City officials are considering a plan to lay off 19 police officers, four public works workers and one full- and one part-time telecommuicator. Thirteen firefighters are already laid off, and City Manager Deletra Hudson said they will remain off.
* Aurora is having big trouble as well…
The $340 million budget approved Tuesday attempts to eliminate an $18 million deficit. It cuts city spending by about $7 million while reducing or eliminating other planned projects. It strips out 98 full-time positions cut through retirements, voluntary separations and layoffs.
It eliminates the Office of Special Events, all historic preservation incentives, and most of the money for historic preservation and public art.
And, like most municipalities, it shows increasing amounts of money going toward health insurance and public pensions.
The budget also relies on concessions from all city employees, or further cuts if unions don’t agree to other cuts. All employees have been asked to take a 10 percent salary cut or the equivalent in concessions. Two of the city’s unions have already reached agreements.
* Angst about the future…
The Jonesboro Elementary School Board, meeting Tuesday night at the grade school, heard plenty of comments about a proposed 4.5 percent increase in the tax levy, but ultimately decided unanimously to make no increase at all in the levy.
The move came at the recommendation of Superintendent Gary Hill, who explained that as the equalized assessed valuation of properties in the district increases, more money will be collected even at the same levy rate. […]
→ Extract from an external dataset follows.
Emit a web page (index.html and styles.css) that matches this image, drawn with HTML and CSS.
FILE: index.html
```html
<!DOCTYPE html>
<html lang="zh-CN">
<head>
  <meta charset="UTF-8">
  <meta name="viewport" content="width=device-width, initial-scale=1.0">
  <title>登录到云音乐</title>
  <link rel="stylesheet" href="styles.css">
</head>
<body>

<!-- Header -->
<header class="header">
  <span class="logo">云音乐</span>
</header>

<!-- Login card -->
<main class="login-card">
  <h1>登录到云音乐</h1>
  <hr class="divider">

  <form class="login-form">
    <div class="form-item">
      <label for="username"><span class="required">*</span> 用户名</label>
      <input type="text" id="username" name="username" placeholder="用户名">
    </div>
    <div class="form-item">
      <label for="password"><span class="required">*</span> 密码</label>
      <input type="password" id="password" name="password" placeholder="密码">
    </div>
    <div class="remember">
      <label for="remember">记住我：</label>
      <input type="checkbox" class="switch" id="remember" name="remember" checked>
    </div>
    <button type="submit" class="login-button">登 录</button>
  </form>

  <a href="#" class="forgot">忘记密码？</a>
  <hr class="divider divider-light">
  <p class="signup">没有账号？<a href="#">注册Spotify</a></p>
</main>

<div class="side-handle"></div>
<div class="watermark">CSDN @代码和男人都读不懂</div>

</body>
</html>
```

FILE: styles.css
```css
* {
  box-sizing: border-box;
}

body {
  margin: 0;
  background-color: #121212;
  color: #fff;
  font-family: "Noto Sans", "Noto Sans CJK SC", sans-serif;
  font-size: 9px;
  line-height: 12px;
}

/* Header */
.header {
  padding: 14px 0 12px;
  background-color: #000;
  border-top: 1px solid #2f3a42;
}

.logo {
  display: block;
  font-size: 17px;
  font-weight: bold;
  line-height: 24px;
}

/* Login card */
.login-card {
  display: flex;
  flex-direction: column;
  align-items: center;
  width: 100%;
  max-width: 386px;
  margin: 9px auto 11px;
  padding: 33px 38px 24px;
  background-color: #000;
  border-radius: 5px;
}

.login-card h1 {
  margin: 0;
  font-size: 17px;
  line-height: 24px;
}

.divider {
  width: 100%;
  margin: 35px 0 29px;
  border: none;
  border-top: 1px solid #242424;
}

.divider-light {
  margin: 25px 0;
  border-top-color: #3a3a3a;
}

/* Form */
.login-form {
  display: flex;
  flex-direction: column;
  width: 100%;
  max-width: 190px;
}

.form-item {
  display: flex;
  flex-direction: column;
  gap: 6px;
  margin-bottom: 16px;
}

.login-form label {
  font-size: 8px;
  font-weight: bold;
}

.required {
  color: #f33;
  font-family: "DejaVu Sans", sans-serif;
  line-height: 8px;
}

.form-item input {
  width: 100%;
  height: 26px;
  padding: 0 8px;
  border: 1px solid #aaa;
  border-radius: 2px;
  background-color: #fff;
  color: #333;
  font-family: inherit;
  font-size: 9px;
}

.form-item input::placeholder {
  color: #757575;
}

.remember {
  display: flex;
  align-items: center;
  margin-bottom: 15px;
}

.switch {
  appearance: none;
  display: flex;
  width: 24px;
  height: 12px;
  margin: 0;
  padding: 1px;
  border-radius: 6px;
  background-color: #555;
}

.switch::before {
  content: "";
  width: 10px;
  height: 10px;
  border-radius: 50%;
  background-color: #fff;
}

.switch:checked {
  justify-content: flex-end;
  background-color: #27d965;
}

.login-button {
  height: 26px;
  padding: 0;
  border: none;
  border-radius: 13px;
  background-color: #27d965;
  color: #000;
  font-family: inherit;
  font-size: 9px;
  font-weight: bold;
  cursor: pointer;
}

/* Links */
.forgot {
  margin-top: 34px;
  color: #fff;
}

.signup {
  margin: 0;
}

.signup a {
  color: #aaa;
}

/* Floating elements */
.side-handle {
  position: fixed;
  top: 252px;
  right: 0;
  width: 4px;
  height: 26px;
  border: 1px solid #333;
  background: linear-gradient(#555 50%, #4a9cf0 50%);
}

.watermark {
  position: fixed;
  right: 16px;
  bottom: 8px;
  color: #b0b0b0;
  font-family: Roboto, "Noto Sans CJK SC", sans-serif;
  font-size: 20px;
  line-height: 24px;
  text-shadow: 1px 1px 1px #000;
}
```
Hill said the $350,000 in state aid paid to the district this year came from the state’s use of federal stimulus funds, but questioned where next year’s state aid will come from.
* It ain’t good…
By a vote of 4-3 the Carbondale City Council voted to collect a property tax this coming year for the first time in eight years.
* And pension troubles abound…
In order to meet those [pension] obligations, which its 2011 budget puts at $1.25 million, the McHenry City Council last July raised its sales tax by 50 percent, or from 1 percent to 1.5 percent.
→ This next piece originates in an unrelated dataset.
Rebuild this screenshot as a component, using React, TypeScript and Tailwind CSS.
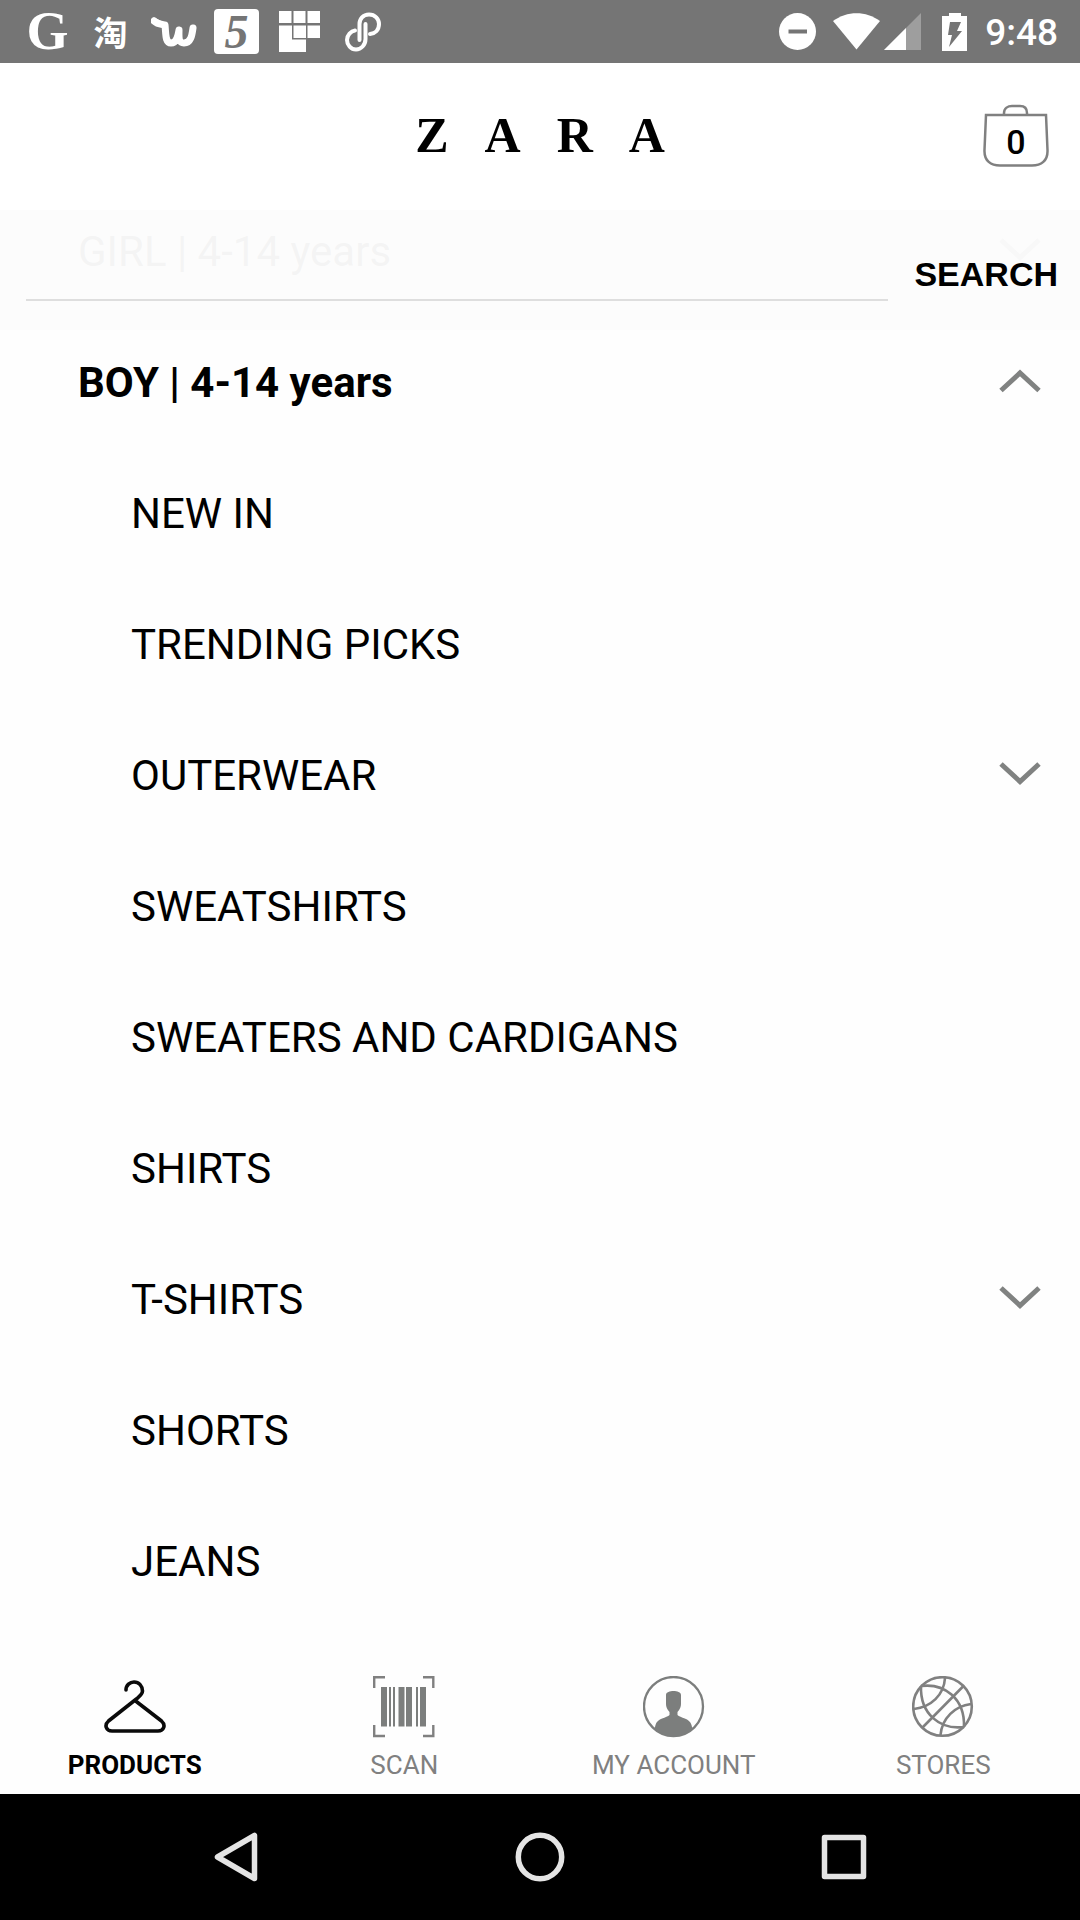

The 2011 obligation is nearly four times greater than the $327,380 the city paid into its public safety pension fund in 2001. […]
Statewide, the cost of police pensions more than doubled over a 10-year period, from $86 million in 1997 to $215 million in 2008, according to the Illinois Municipal League. Firefighter pensions during that time increased by the same percentage, from $70 million to $176 million. […]
“One cause [of the pension crisis] is the downturn in the market, but another equally important thing is all the pension sweeteners approved over many years that increase the cost for municipalities and the state of Illinois, as well,” Cary’s Davis said.
* Things are so bad that Brookfield wants to charge an entrance tax on its town’s storied zoo. The Sun-Times delivers an appropriate response…
In trying to understand why the Village of Brookfield, after decades of peaceful co-existence, wants to stick Brookfield Zoo with a big new tax on admissions, we’re reminded of what Willie Sutton said about why he robbed banks:
“That’s where the money is.”
The Village of Brookfield, like pretty much every suburb and Chicago, is hurting for money and desperate to find ways to increase revenues without hiking property taxes. If you’re the City of Chicago, you resort to half-baked solutions like privatizing parking meters. If you’re the Village of Brookfield, you go after the zoo, slapping a 25-cent amusement tax on every admission ticket, hoping to pull in up to $500,000 a year. […]
Further eroding the village’s argument is the state law, which more than 80 years ago established the zoo on Cook County Forest Preserve District land, to be operated by the non-profit Chicago Zoological Society. That law is widely read in Springfield as requiring that the zoo’s full price of admission be used to run the zoo — and for nothing else. State law also prohibits one government — in this case, the village — from imposing a tax on another government — in this case, the forest preserve district.
* Illinois Human Service Cuts Mean Tough Times For Women: The Center for Tax and Budget Accountability predicts human services programs are most at risk. In a new report titled “Gender Disparities In Human Services” (PDF), the center argues that human service programs simply don’t hold the same appeal as other general fund-supported programs. “Not everyone has direct experience, for instance, with mental health, developmental disability, substance abuse or child abuse concerns. In a political system which allocates scarce public financial resources among competing, legitimate public services, those services with the smaller constituencies are most likely to be cut,” the report says. Indeed, CTBA’s report says that over the last 10 years, the state “has cut its real investment in various human service programs collectively by more than $4.4 billion.” No other “core” programming area has faced such a loss of resources.
* Planned layoffs of deputies spurs outrage downstate
* Chicago’s Department of Cultural Affairs is dismantled as 29 are laid off
* Soup Kitchens, Food Banks Looking For Help: According to the Chicago Sun-Times, the Greater Chicago Food Depository (GCFD) has seen a 36 percent increase in the number of people seeking assistance since 2006. Between July and October of this year, food pantries throughout the Chicago area fed 1.7 million visitors.
* Judge weighs tossing out atheist’s suit over state grant
* Troy schools add in last cent of tax hike: Troy School Board approved a 2010 tax levy of $43.8 million, 7.1 percent higher than last year’s levy.